━━━ Extracted material

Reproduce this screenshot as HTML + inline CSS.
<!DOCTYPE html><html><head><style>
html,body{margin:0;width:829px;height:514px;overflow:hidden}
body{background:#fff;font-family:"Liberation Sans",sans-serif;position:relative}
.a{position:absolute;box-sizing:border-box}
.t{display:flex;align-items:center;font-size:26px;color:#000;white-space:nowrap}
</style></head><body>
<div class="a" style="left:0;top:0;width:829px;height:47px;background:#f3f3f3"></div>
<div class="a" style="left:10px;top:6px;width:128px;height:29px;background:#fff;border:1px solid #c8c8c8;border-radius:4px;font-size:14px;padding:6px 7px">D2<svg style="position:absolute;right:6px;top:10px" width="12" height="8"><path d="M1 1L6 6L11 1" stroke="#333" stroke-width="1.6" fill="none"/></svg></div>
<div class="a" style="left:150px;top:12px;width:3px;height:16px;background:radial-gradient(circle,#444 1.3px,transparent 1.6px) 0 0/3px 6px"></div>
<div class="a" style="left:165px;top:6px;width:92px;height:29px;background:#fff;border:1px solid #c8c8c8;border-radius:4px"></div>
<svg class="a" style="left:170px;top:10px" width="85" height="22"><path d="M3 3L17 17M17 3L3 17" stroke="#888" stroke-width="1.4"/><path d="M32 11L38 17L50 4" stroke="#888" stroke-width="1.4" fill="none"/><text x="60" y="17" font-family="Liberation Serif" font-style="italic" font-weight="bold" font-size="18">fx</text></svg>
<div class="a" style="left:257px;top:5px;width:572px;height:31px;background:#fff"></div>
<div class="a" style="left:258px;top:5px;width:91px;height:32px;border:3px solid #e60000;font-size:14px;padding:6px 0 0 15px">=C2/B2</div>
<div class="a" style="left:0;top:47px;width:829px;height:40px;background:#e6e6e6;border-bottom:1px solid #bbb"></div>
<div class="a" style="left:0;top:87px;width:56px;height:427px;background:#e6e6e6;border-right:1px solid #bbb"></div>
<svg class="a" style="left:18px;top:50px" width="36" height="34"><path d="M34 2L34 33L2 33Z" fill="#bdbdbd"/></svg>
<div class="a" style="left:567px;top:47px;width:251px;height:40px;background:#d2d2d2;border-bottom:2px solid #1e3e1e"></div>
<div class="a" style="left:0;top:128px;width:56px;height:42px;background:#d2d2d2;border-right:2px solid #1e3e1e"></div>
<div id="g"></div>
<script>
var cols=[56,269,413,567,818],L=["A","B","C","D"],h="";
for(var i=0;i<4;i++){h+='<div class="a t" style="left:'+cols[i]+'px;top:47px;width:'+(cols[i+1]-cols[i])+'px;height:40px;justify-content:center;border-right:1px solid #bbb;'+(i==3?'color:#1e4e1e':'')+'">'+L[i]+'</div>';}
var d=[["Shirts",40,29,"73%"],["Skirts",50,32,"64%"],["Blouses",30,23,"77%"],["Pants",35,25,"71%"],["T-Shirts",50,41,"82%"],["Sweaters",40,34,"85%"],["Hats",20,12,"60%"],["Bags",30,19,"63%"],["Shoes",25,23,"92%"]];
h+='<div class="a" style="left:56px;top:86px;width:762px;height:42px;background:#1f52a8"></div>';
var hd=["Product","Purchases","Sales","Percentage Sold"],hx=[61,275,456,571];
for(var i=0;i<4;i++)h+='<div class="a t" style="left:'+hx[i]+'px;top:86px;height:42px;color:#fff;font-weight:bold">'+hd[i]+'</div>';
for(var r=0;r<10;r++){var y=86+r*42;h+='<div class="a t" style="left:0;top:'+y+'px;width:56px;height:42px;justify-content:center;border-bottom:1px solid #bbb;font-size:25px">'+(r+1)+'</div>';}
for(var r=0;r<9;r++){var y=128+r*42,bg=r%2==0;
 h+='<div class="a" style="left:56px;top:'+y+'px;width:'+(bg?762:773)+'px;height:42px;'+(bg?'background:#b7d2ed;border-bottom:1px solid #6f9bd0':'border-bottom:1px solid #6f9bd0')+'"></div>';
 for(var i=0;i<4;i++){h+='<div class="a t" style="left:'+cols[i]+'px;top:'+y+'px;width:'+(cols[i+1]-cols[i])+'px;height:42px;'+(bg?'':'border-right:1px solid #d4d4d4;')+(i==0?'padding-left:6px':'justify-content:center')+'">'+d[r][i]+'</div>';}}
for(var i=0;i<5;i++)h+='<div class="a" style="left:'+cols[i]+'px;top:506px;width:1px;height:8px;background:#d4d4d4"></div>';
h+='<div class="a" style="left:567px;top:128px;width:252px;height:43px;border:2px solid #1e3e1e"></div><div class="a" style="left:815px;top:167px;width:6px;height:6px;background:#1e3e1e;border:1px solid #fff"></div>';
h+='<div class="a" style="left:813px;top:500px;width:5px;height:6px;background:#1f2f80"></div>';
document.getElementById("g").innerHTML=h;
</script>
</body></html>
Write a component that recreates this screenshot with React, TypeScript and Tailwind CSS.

━━━━━━

• Task requirements: Collect the complete line wherever the string "screenshot" appears in the records.

• Response to the task:
Reproduce this screenshot as HTML + inline CSS.
Write a component that recreates this screenshot with React, TypeScript and Tailwind CSS.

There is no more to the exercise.